Information shown:
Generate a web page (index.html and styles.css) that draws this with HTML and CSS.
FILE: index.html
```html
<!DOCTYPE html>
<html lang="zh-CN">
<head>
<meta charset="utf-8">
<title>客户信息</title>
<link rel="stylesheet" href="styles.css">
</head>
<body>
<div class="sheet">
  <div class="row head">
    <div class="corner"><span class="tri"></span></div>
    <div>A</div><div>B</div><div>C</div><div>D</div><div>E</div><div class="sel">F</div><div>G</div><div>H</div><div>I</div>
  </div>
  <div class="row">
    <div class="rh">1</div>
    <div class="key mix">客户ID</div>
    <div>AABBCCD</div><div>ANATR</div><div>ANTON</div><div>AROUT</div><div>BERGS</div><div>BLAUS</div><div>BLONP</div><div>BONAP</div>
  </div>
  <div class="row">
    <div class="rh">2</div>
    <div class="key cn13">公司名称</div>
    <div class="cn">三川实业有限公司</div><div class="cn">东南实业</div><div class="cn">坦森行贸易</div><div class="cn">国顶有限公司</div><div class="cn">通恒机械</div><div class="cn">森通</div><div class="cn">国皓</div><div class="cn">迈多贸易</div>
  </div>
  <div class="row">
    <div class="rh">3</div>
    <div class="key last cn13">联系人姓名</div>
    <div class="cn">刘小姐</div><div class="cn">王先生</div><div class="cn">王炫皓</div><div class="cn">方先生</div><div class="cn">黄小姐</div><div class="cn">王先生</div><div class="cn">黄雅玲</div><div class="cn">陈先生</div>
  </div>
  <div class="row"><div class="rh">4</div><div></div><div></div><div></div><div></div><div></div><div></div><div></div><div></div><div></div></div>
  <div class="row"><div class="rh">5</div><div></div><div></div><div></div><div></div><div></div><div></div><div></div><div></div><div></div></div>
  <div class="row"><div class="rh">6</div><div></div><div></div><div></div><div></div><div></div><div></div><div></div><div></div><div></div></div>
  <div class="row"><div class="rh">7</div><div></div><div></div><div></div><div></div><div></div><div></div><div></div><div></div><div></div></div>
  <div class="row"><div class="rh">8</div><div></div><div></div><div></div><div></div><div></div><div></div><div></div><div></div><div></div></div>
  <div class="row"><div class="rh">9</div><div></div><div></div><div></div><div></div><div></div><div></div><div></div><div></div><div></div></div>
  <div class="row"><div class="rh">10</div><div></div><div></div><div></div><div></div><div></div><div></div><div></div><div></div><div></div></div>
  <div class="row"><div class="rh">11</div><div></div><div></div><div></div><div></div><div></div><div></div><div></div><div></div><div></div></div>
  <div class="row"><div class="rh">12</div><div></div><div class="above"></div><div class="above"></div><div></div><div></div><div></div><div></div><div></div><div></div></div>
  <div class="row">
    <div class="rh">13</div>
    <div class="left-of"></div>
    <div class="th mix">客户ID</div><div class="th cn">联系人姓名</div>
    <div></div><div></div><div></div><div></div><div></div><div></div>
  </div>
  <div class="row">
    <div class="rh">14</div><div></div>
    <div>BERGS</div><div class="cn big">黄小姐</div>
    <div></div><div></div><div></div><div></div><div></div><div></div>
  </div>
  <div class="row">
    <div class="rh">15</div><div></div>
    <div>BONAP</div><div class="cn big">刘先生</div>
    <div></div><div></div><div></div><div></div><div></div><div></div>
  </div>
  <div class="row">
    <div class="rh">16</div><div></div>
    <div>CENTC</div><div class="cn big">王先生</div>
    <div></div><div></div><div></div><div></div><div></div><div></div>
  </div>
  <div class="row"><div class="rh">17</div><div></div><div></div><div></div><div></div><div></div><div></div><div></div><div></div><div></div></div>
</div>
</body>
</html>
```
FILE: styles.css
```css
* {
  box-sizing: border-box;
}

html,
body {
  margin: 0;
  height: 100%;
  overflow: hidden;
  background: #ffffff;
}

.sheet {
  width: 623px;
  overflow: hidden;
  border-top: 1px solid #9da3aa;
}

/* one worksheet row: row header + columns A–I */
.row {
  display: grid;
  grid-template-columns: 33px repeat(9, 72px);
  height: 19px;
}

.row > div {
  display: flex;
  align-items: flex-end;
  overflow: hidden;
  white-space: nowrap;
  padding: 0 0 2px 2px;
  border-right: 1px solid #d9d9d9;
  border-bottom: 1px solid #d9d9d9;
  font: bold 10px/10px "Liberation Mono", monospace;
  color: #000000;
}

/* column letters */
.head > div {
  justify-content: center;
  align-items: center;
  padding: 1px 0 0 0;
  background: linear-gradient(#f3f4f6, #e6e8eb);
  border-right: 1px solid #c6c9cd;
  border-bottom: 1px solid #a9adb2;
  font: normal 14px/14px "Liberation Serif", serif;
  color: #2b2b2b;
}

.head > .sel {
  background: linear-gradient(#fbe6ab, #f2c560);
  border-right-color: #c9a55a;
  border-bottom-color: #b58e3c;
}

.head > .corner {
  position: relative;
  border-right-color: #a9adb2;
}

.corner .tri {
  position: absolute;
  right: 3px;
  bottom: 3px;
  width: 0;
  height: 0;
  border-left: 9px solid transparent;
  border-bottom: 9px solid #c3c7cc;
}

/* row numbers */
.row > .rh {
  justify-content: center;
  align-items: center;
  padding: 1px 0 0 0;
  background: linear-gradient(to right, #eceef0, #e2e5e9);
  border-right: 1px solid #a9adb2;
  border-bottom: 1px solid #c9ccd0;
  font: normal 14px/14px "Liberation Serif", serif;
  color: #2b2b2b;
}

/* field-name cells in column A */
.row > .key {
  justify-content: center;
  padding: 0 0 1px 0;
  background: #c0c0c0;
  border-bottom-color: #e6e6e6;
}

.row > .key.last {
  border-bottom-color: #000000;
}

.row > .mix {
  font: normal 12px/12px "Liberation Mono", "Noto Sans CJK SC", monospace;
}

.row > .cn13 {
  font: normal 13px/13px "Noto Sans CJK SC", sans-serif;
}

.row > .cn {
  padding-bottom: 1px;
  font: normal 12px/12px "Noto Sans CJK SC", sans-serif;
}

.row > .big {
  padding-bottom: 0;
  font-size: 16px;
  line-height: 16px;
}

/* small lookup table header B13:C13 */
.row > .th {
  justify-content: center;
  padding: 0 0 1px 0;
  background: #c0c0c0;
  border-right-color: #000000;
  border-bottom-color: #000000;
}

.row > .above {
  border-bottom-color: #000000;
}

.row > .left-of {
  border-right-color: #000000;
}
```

Instructions to follow:
Would you reproduce the material above in full, exactly as given?

Completed exercise:
Generate a web page (index.html and styles.css) that draws this with HTML and CSS.
FILE: index.html
```html
<!DOCTYPE html>
<html lang="zh-CN">
<head>
<meta charset="utf-8">
<title>客户信息</title>
<link rel="stylesheet" href="styles.css">
</head>
<body>
<div class="sheet">
  <div class="row head">
    <div class="corner"><span class="tri"></span></div>
    <div>A</div><div>B</div><div>C</div><div>D</div><div>E</div><div class="sel">F</div><div>G</div><div>H</div><div>I</div>
  </div>
  <div class="row">
    <div class="rh">1</div>
    <div class="key mix">客户ID</div>
    <div>AABBCCD</div><div>ANATR</div><div>ANTON</div><div>AROUT</div><div>BERGS</div><div>BLAUS</div><div>BLONP</div><div>BONAP</div>
  </div>
  <div class="row">
    <div class="rh">2</div>
    <div class="key cn13">公司名称</div>
    <div class="cn">三川实业有限公司</div><div class="cn">东南实业</div><div class="cn">坦森行贸易</div><div class="cn">国顶有限公司</div><div class="cn">通恒机械</div><div class="cn">森通</div><div class="cn">国皓</div><div class="cn">迈多贸易</div>
  </div>
  <div class="row">
    <div class="rh">3</div>
    <div class="key last cn13">联系人姓名</div>
    <div class="cn">刘小姐</div><div class="cn">王先生</div><div class="cn">王炫皓</div><div class="cn">方先生</div><div class="cn">黄小姐</div><div class="cn">王先生</div><div class="cn">黄雅玲</div><div class="cn">陈先生</div>
  </div>
  <div class="row"><div class="rh">4</div><div></div><div></div><div></div><div></div><div></div><div></div><div></div><div></div><div></div></div>
  <div class="row"><div class="rh">5</div><div></div><div></div><div></div><div></div><div></div><div></div><div></div><div></div><div></div></div>
  <div class="row"><div class="rh">6</div><div></div><div></div><div></div><div></div><div></div><div></div><div></div><div></div><div></div></div>
  <div class="row"><div class="rh">7</div><div></div><div></div><div></div><div></div><div></div><div></div><div></div><div></div><div></div></div>
  <div class="row"><div class="rh">8</div><div></div><div></div><div></div><div></div><div></div><div></div><div></div><div></div><div></div></div>
  <div class="row"><div class="rh">9</div><div></div><div></div><div></div><div></div><div></div><div></div><div></div><div></div><div></div></div>
  <div class="row"><div class="rh">10</div><div></div><div></div><div></div><div></div><div></div><div></div><div></div><div></div><div></div></div>
  <div class="row"><div class="rh">11</div><div></div><div></div><div></div><div></div><div></div><div></div><div></div><div></div><div></div></div>
  <div class="row"><div class="rh">12</div><div></div><div class="above"></div><div class="above"></div><div></div><div></div><div></div><div></div><div></div><div></div></div>
  <div class="row">
    <div class="rh">13</div>
    <div class="left-of"></div>
    <div class="th mix">客户ID</div><div class="th cn">联系人姓名</div>
    <div></div><div></div><div></div><div></div><div></div><div></div>
  </div>
  <div class="row">
    <div class="rh">14</div><div></div>
    <div>BERGS</div><div class="cn big">黄小姐</div>
    <div></div><div></div><div></div><div></div><div></div><div></div>
  </div>
  <div class="row">
    <div class="rh">15</div><div></div>
    <div>BONAP</div><div class="cn big">刘先生</div>
    <div></div><div></div><div></div><div></div><div></div><div></div>
  </div>
  <div class="row">
    <div class="rh">16</div><div></div>
    <div>CENTC</div><div class="cn big">王先生</div>
    <div></div><div></div><div></div><div></div><div></div><div></div>
  </div>
  <div class="row"><div class="rh">17</div><div></div><div></div><div></div><div></div><div></div><div></div><div></div><div></div><div></div></div>
</div>
</body>
</html>
```
FILE: styles.css
```css
* {
  box-sizing: border-box;
}

html,
body {
  margin: 0;
  height: 100%;
  overflow: hidden;
  background: #ffffff;
}

.sheet {
  width: 623px;
  overflow: hidden;
  border-top: 1px solid #9da3aa;
}

/* one worksheet row: row header + columns A–I */
.row {
  display: grid;
  grid-template-columns: 33px repeat(9, 72px);
  height: 19px;
}

.row > div {
  display: flex;
  align-items: flex-end;
  overflow: hidden;
  white-space: nowrap;
  padding: 0 0 2px 2px;
  border-right: 1px solid #d9d9d9;
  border-bottom: 1px solid #d9d9d9;
  font: bold 10px/10px "Liberation Mono", monospace;
  color: #000000;
}

/* column letters */
.head > div {
  justify-content: center;
  align-items: center;
  padding: 1px 0 0 0;
  background: linear-gradient(#f3f4f6, #e6e8eb);
  border-right: 1px solid #c6c9cd;
  border-bottom: 1px solid #a9adb2;
  font: normal 14px/14px "Liberation Serif", serif;
  color: #2b2b2b;
}

.head > .sel {
  background: linear-gradient(#fbe6ab, #f2c560);
  border-right-color: #c9a55a;
  border-bottom-color: #b58e3c;
}

.head > .corner {
  position: relative;
  border-right-color: #a9adb2;
}

.corner .tri {
  position: absolute;
  right: 3px;
  bottom: 3px;
  width: 0;
  height: 0;
  border-left: 9px solid transparent;
  border-bottom: 9px solid #c3c7cc;
}

/* row numbers */
.row > .rh {
  justify-content: center;
  align-items: center;
  padding: 1px 0 0 0;
  background: linear-gradient(to right, #eceef0, #e2e5e9);
  border-right: 1px solid #a9adb2;
  border-bottom: 1px solid #c9ccd0;
  font: normal 14px/14px "Liberation Serif", serif;
  color: #2b2b2b;
}

/* field-name cells in column A */
.row > .key {
  justify-content: center;
  padding: 0 0 1px 0;
  background: #c0c0c0;
  border-bottom-color: #e6e6e6;
}

.row > .key.last {
  border-bottom-color: #000000;
}

.row > .mix {
  font: normal 12px/12px "Liberation Mono", "Noto Sans CJK SC", monospace;
}

.row > .cn13 {
  font: normal 13px/13px "Noto Sans CJK SC", sans-serif;
}

.row > .cn {
  padding-bottom: 1px;
  font: normal 12px/12px "Noto Sans CJK SC", sans-serif;
}

.row > .big {
  padding-bottom: 0;
  font-size: 16px;
  line-height: 16px;
}

/* small lookup table header B13:C13 */
.row > .th {
  justify-content: center;
  padding: 0 0 1px 0;
  background: #c0c0c0;
  border-right-color: #000000;
  border-bottom-color: #000000;
}

.row > .above {
  border-bottom-color: #000000;
}

.row > .left-of {
  border-right-color: #000000;
}
```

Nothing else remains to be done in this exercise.